Deep Dive: How the Court Reached Its Decision
Court's Admission of Parol Evidence
The Court of Appeal reasoned that the trial court's admission of parol evidence was appropriate given that the contract had been fully performed by the plaintiffs. The court highlighted that the statute of frauds, which typically requires certain contracts to be in writing, would not apply in this situation. This was because the plaintiffs had already completed their part of the agreement by transferring the Royal Palms Hotel property and accepting the promissory note. The court emphasized the principle that an undisclosed principal cannot escape liability once the contract has been executed and performed. The plaintiffs operated under the reasonable belief that they were dealing with the Underwriters as the principal, and they had no reason to inquire further into the existence of any written authority. Thus, the court found that the plaintiffs were entitled to protection as innocent parties who relied on the representations made during the transaction. Furthermore, the court clarified that the doctrine of estoppel applied, preventing the insurance company from denying the agency based on a lack of written authorization. This doctrine served to uphold the integrity of the transaction and prevent the insurance company from using the statute of frauds as a vehicle for avoidance of liability. Overall, the court concluded that the trial court did not err in allowing parol evidence regarding agency to be presented to the jury.
Estoppel and Agency
The court further elaborated on the concept of estoppel in relation to agency, asserting that the existence of an undisclosed principal does not absolve the principal from liability when the contract has been fully performed.

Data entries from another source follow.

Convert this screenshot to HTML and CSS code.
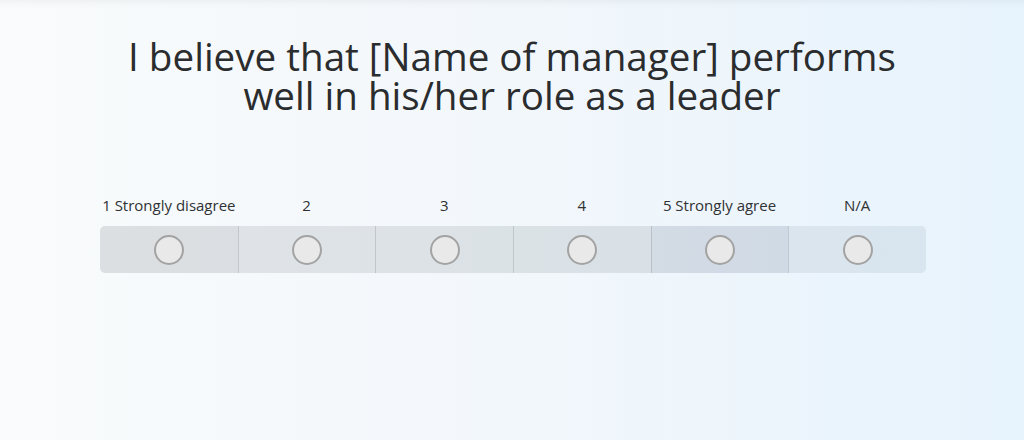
FILE: index.html
```html
<!DOCTYPE html>
<html lang="en">
<head>
<meta charset="utf-8">
<title>Survey question</title>
<link rel="stylesheet" href="styles.css">
</head>
<body>
<main class="page">
  <h1 class="question"><span class="line">I believe that [Name of manager] performs</span><span class="line">well in his/her role as a leader</span></h1>
  <div class="scale">
    <div class="labels">
      <span class="label">1 Strongly disagree</span>
      <span class="label">2</span>
      <span class="label">3</span>
      <span class="label">4</span>
      <span class="label">5 Strongly agree</span>
      <span class="label">N/A</span>
    </div>
    <div class="bar">
      <label class="cell cell-1"><span class="radio"></span></label>
      <label class="cell cell-2"><span class="radio"></span></label>
      <label class="cell cell-3"><span class="radio"></span></label>
      <label class="cell cell-4"><span class="radio"></span></label>
      <label class="cell cell-5"><span class="radio"></span></label>
      <label class="cell cell-6"><span class="radio"></span></label>
    </div>
  </div>
</main>
</body>
</html>
```
FILE: styles.css
```css
html, body {
  margin: 0;
  padding: 0;
  height: 100%;
}
body {
  font-family: "Open Sans", "Liberation Sans", sans-serif;
  color: #2a2c2e;
  background: linear-gradient(90deg, #f9fbfc 0%, #f2f7fb 50%, #e7f3fd 100%);
  overflow: hidden;
}
.page {
  height: 440px;
  box-sizing: border-box;
  padding-top: 37px;
  box-shadow: inset 0 8px 10px -8px rgba(0, 0, 0, 0.08);
}
.question {
  margin: 0;
  text-align: center;
  font-weight: 400;
  font-size: 38.6px;
  line-height: 39px;
  color: #2a2c2e;
}
.line {
  display: block;
}
.scale {
  margin: 80px 0 0 100px;
  width: 826px;
}
.labels {
  display: grid;
  grid-template-columns: repeat(6, 1fr);
  height: 31px;
}
.label {
  text-align: center;
  font-size: 15px;
  line-height: 20px;
  color: #2f3133;
}
.bar {
  display: grid;
  grid-template-columns: repeat(6, 1fr);
  height: 47px;
  border-radius: 5px;
  overflow: hidden;
}
.cell {
  display: flex;
  align-items: center;
  justify-content: center;
  background: rgba(60, 70, 80, 0.12);
  border-left: 1px solid rgba(0, 0, 0, 0.12);
}
.cell-1 {
  border-left: none;
  background: rgba(60, 65, 70, 0.14);
}
.cell-5 {
  background: rgba(40, 60, 90, 0.14);
}
.cell-6 {
  background: rgba(60, 80, 100, 0.09);
}
.radio {
  width: 26px;
  height: 26px;
  border-radius: 50%;
  border: 2px solid #a3a3a3;
  background: #e9e9e9;
}
```
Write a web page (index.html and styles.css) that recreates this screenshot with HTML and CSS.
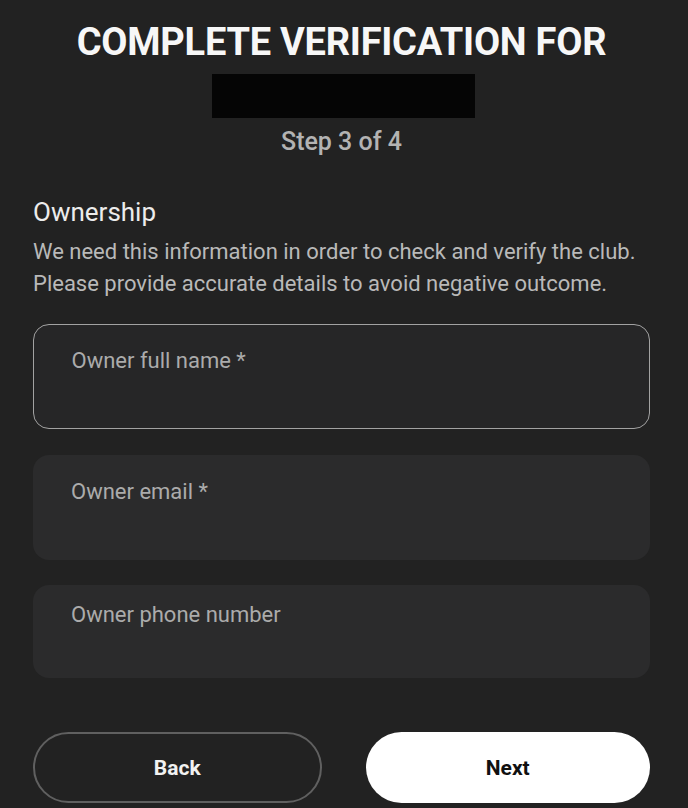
FILE: index.html
```html
<!DOCTYPE html>
<html lang="en">
<head>
<meta charset="utf-8">
<title>Complete verification</title>
<link rel="stylesheet" href="styles.css">
</head>
<body>
<main class="page">
  <header class="head">
    <h1 class="title">COMPLETE VERIFICATION FOR</h1>
    <div class="redacted"></div>
    <p class="step">Step 3 of 4</p>
  </header>
  <section class="section">
    <h2 class="section-title">Ownership</h2>
    <p class="section-text">We need this information in order to check and verify the club. Please provide accurate details to avoid negative outcome.</p>
  </section>
  <form class="fields">
    <label class="field field-focused"><span class="field-label">Owner full name *</span></label>
    <label class="field"><span class="field-label">Owner email *</span></label>
    <label class="field field-short"><span class="field-label">Owner phone number</span></label>
  </form>
  <div class="actions">
    <button class="btn btn-back" type="button">Back</button>
    <button class="btn btn-next" type="button">Next</button>
  </div>
</main>
</body>
</html>
```
FILE: styles.css
```css
* { box-sizing: border-box; }
html, body { margin: 0; padding: 0; }
body {
  background: #222222;
  font-family: Roboto, "Liberation Sans", Arial, sans-serif;
  color: #e6e6e6;
  width: 688px;
  height: 808px;
  overflow: hidden;
}
.page {
  padding: 20px 38px 0 33px;
}
.head {
  display: flex;
  flex-direction: column;
  align-items: center;
}
.title {
  margin: 0;
  font-size: 38px;
  line-height: 44px;
  font-weight: 700;
  color: #f7f7f7;
  letter-spacing: -0.25px;
}
.redacted {
  margin-top: 10px;
  width: 263px;
  height: 44px;
  background: #050505;
  margin-left: 3px;
}
.step {
  margin: 11px 0 0;
  font-size: 25px;
  line-height: 26px;
  font-weight: 500;
  color: #b3b3b3;
}
.section {
  margin-top: 43px;
}
.section-title {
  margin: 0;
  font-size: 26px;
  line-height: 28px;
  font-weight: 400;
  color: #ececec;
}
.section-text {
  margin: 10px 0 0;
  font-size: 22px;
  line-height: 32px;
  color: #b9b9b9;
}
.fields {
  margin: 24px 0 0;
  display: flex;
  flex-direction: column;
  gap: 26px;
}
.field {
  display: block;
  height: 105px;
  border-radius: 16px;
  background: #2b2b2c;
  padding: 25px 38px 0;
}
.field-focused {
  background: #262627;
  border: 1.5px solid #a2a2a2;
  padding-top: 23.5px;
  padding-left: 37.5px;
}
.field-short {
  height: 93px;
  padding-top: 18px;
  margin-top: -1px;
}
.field-label {
  display: block;
  font-size: 22px;
  line-height: 24px;
  color: #ababab;
}
.actions {
  margin-top: 54px;
  display: flex;
  gap: 44px;
}
.btn {
  flex: 1;
  height: 71px;
  border-radius: 36px;
  font-family: Roboto, "Liberation Sans", Arial, sans-serif;
  font-size: 21px;
  font-weight: 700;
  cursor: pointer;
}
.btn-back {
  background: #222222;
  border: 2px solid #606060;
  color: #f2f2f2;
}
.btn-next {
  background: #ffffff;
  border: none;
  color: #111111;
}
```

The court cited precedents indicating that a principal may be held responsible for contracts made by an agent who acted in his own name without disclosing the principal's identity. This principle protects innocent third parties who are led to believe they are dealing with the apparent principal, thereby allowing them to enforce the contract against the undisclosed principal. The court acknowledged that the plaintiffs had no knowledge of the insurance company's involvement as a principal until they were informed through the insurance company's subsequent legal action against the Underwriters. Therefore, the plaintiffs were justified in their belief that they were engaging with the Underwriters as the principal party in the transaction. The court maintained that the evidence of agency was sufficient to support the jury's verdict, given the circumstances surrounding the transaction and the plaintiffs' reliance on the representations made by the Underwriters. This ruling underscored the legal principle that principals cannot deny agency when their own actions or circumstances have led third parties to reasonably believe otherwise.
Alter Ego Doctrine
The court also addressed the issue of whether the Underwriters could be considered the alter ego of the Postal Union Life Insurance Company, which would further implicate the insurance company in the liability for the promissory note. The court noted that for an alter ego relationship to exist, there must be a unity of interest and ownership between the two entities, such that recognizing their separate identities would promote injustice or sanction a fraud. The evidence presented indicated that the Underwriters operated without a distinct business purpose and served primarily as a conduit for the insurance company's interests. The court found compelling evidence of interlocking ownership and control, as B.D. Malone, who controlled the insurance company, also played a significant role in the Underwriters' operations. Additionally, the Underwriters had no real independent business, as their activities were largely limited to managing properties encumbered for the benefit of the insurance company. The court concluded that the jury reasonably determined the Underwriters acted as the alter ego of the insurance company, justifying the imposition of liability on the insurance company for the contractual obligations incurred by the Underwriters. This ruling reinforced the principle that courts may pierce the corporate veil when necessary to prevent injustice or fraud in business transactions.
Sufficiency of Evidence
In evaluating the sufficiency of the evidence, the court found that the jury was justified in concluding that the Underwriters were not acting as independent entities but, rather, as an extension of the insurance company. The court examined various factors, including financial arrangements, shared management, and lack of independent operations, to assess the relationship between the two corporations. The court noted that the Underwriters had minimal business activity and primarily served to hold properties for the insurance company, which further supported the alter ego claim. The court asserted that the jury could reasonably infer that the financial transactions between the insurance company and the Underwriters were not conducted at arm's length but were instead orchestrated for the mutual benefit of the controlling parties. Additionally, the court highlighted the fact that the insurance company had previously acknowledged the Underwriters' role in its own legal complaints, indicating a recognition of the intertwined nature of their operations. This acknowledgment lent credence to the plaintiffs' claims and supported the jury’s findings regarding the agency and alter ego relationships. Consequently, the court affirmed that the evidence presented at trial sufficiently justified the jury's verdict in favor of the plaintiffs.
Jury Instructions and Final Judgment
The court addressed the appellant's complaints regarding jury instructions, asserting that the instructions provided were adequate to guide the jury in their deliberations. The court stated that the jury had been appropriately instructed on the relevant legal standards for determining agency and the alter ego relationship. Even if there were minor issues with the instructions, the court indicated that such errors did not warrant reversal of the judgment. The court emphasized that under California law, a judgment would not be overturned unless it could be shown that the errors likely influenced the jury's verdict. In this case, the court concluded that the jury's findings were well-supported by the evidence and that any potential instructional errors would not have changed the outcome. The court ultimately determined that the judgment in favor of the plaintiffs should be affirmed. This ruling reinforced the principle that courts generally uphold jury verdicts when the evidence is sufficient to support their findings, even in the presence of instructional challenges. Therefore, the court denied the appellant's requests for relief, concluding that the trial court's decisions were sound and justified under the circumstances presented.